** Start COLLECTED MATERIAL **
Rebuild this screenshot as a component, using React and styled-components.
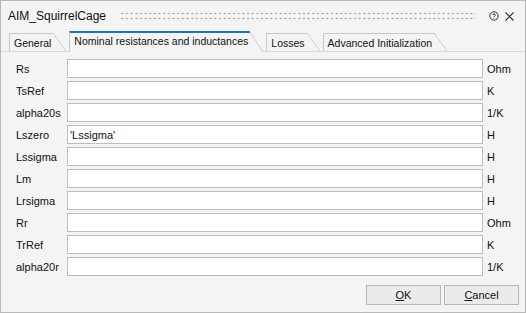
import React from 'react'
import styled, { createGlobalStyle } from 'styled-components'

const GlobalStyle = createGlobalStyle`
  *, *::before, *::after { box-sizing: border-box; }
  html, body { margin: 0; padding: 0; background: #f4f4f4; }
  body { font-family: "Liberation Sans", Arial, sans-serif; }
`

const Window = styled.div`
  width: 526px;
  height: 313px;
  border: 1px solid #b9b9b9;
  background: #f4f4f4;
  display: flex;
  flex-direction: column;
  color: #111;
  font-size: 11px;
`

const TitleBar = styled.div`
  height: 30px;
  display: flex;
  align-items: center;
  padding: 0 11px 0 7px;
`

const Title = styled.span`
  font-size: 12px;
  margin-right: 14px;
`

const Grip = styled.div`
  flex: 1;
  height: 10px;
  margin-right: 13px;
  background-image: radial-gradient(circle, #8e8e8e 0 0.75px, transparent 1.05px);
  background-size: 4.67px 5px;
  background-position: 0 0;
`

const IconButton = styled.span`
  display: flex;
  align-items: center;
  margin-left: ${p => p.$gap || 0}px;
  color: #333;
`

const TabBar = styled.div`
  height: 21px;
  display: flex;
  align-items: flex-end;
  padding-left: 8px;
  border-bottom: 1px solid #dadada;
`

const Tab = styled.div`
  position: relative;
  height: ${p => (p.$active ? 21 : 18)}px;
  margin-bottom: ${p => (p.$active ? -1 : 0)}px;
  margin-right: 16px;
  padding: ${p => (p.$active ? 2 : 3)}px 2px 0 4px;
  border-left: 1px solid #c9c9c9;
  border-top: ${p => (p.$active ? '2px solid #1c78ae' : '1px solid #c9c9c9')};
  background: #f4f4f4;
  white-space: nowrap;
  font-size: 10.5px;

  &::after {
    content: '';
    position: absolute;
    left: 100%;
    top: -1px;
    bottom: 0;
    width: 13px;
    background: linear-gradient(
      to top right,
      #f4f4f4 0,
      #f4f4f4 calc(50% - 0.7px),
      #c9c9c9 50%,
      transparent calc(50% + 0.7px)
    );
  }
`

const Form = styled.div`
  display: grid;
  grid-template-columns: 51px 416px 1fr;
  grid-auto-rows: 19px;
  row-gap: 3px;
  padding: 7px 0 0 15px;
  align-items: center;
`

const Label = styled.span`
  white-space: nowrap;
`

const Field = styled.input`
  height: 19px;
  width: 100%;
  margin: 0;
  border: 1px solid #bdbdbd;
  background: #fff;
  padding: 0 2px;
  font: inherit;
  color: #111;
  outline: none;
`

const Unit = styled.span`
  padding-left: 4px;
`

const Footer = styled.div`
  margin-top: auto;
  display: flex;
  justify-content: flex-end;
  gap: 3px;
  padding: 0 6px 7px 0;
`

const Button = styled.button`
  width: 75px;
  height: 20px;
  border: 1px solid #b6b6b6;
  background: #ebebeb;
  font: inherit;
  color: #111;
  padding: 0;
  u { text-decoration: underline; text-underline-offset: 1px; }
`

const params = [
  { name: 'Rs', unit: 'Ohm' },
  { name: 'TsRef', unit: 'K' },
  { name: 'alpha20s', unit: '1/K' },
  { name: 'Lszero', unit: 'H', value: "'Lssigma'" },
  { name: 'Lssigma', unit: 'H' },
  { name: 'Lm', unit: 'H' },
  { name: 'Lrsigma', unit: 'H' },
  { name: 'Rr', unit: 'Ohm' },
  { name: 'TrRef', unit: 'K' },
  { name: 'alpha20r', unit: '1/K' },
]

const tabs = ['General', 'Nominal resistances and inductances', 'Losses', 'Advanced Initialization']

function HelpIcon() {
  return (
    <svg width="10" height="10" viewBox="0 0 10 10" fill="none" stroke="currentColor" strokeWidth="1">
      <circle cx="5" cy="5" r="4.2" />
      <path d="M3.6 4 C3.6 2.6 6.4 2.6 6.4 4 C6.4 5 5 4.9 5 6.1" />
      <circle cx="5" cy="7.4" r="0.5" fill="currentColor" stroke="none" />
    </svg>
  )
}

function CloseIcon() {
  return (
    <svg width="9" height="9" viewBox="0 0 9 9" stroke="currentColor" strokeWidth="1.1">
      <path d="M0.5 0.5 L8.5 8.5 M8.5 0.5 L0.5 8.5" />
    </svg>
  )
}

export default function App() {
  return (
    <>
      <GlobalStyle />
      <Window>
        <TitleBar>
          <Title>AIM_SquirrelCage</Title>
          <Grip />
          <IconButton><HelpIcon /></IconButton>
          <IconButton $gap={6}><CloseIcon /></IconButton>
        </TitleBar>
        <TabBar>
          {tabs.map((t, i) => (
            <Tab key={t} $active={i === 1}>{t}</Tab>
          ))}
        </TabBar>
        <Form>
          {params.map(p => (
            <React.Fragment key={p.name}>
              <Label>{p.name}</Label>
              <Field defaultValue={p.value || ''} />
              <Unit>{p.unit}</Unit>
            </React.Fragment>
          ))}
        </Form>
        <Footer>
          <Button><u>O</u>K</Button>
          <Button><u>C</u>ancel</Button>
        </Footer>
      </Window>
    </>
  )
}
** End COLLECTED MATERIAL **
WHAT YOU WILL DO: Quote the material word for word, dropping any images it holds.

CORRECT RESULT:
Rebuild this screenshot as a component, using React and styled-components.
import React from 'react'
import styled, { createGlobalStyle } from 'styled-components'

const GlobalStyle = createGlobalStyle`
  *, *::before, *::after { box-sizing: border-box; }
  html, body { margin: 0; padding: 0; background: #f4f4f4; }
  body { font-family: "Liberation Sans", Arial, sans-serif; }
`

const Window = styled.div`
  width: 526px;
  height: 313px;
  border: 1px solid #b9b9b9;
  background: #f4f4f4;
  display: flex;
  flex-direction: column;
  color: #111;
  font-size: 11px;
`

const TitleBar = styled.div`
  height: 30px;
  display: flex;
  align-items: center;
  padding: 0 11px 0 7px;
`

const Title = styled.span`
  font-size: 12px;
  margin-right: 14px;
`

const Grip = styled.div`
  flex: 1;
  height: 10px;
  margin-right: 13px;
  background-image: radial-gradient(circle, #8e8e8e 0 0.75px, transparent 1.05px);
  background-size: 4.67px 5px;
  background-position: 0 0;
`

const IconButton = styled.span`
  display: flex;
  align-items: center;
  margin-left: ${p => p.$gap || 0}px;
  color: #333;
`

const TabBar = styled.div`
  height: 21px;
  display: flex;
  align-items: flex-end;
  padding-left: 8px;
  border-bottom: 1px solid #dadada;
`

const Tab = styled.div`
  position: relative;
  height: ${p => (p.$active ? 21 : 18)}px;
  margin-bottom: ${p => (p.$active ? -1 : 0)}px;
  margin-right: 16px;
  padding: ${p => (p.$active ? 2 : 3)}px 2px 0 4px;
  border-left: 1px solid #c9c9c9;
  border-top: ${p => (p.$active ? '2px solid #1c78ae' : '1px solid #c9c9c9')};
  background: #f4f4f4;
  white-space: nowrap;
  font-size: 10.5px;

  &::after {
    content: '';
    position: absolute;
    left: 100%;
    top: -1px;
    bottom: 0;
    width: 13px;
    background: linear-gradient(
      to top right,
      #f4f4f4 0,
      #f4f4f4 calc(50% - 0.7px),
      #c9c9c9 50%,
      transparent calc(50% + 0.7px)
    );
  }
`

const Form = styled.div`
  display: grid;
  grid-template-columns: 51px 416px 1fr;
  grid-auto-rows: 19px;
  row-gap: 3px;
  padding: 7px 0 0 15px;
  align-items: center;
`

const Label = styled.span`
  white-space: nowrap;
`

const Field = styled.input`
  height: 19px;
  width: 100%;
  margin: 0;
  border: 1px solid #bdbdbd;
  background: #fff;
  padding: 0 2px;
  font: inherit;
  color: #111;
  outline: none;
`

const Unit = styled.span`
  padding-left: 4px;
`

const Footer = styled.div`
  margin-top: auto;
  display: flex;
  justify-content: flex-end;
  gap: 3px;
  padding: 0 6px 7px 0;
`

const Button = styled.button`
  width: 75px;
  height: 20px;
  border: 1px solid #b6b6b6;
  background: #ebebeb;
  font: inherit;
  color: #111;
  padding: 0;
  u { text-decoration: underline; text-underline-offset: 1px; }
`

const params = [
  { name: 'Rs', unit: 'Ohm' },
  { name: 'TsRef', unit: 'K' },
  { name: 'alpha20s', unit: '1/K' },
  { name: 'Lszero', unit: 'H', value: "'Lssigma'" },
  { name: 'Lssigma', unit: 'H' },
  { name: 'Lm', unit: 'H' },
  { name: 'Lrsigma', unit: 'H' },
  { name: 'Rr', unit: 'Ohm' },
  { name: 'TrRef', unit: 'K' },
  { name: 'alpha20r', unit: '1/K' },
]

const tabs = ['General', 'Nominal resistances and inductances', 'Losses', 'Advanced Initialization']

function HelpIcon() {
  return (
    <svg width="10" height="10" viewBox="0 0 10 10" fill="none" stroke="currentColor" strokeWidth="1">
      <circle cx="5" cy="5" r="4.2" />
      <path d="M3.6 4 C3.6 2.6 6.4 2.6 6.4 4 C6.4 5 5 4.9 5 6.1" />
      <circle cx="5" cy="7.4" r="0.5" fill="currentColor" stroke="none" />
    </svg>
  )
}

function CloseIcon() {
  return (
    <svg width="9" height="9" viewBox="0 0 9 9" stroke="currentColor" strokeWidth="1.1">
      <path d="M0.5 0.5 L8.5 8.5 M8.5 0.5 L0.5 8.5" />
    </svg>
  )
}

export default function App() {
  return (
    <>
      <GlobalStyle />
      <Window>
        <TitleBar>
          <Title>AIM_SquirrelCage</Title>
          <Grip />
          <IconButton><HelpIcon /></IconButton>
          <IconButton $gap={6}><CloseIcon /></IconButton>
        </TitleBar>
        <TabBar>
          {tabs.map((t, i) => (
            <Tab key={t} $active={i === 1}>{t}</Tab>
          ))}
        </TabBar>
        <Form>
          {params.map(p => (
            <React.Fragment key={p.name}>
              <Label>{p.name}</Label>
              <Field defaultValue={p.value || ''} />
              <Unit>{p.unit}</Unit>
            </React.Fragment>
          ))}
        </Form>
        <Footer>
          <Button><u>O</u>K</Button>
          <Button><u>C</u>ancel</Button>
        </Footer>
      </Window>
    </>
  )
}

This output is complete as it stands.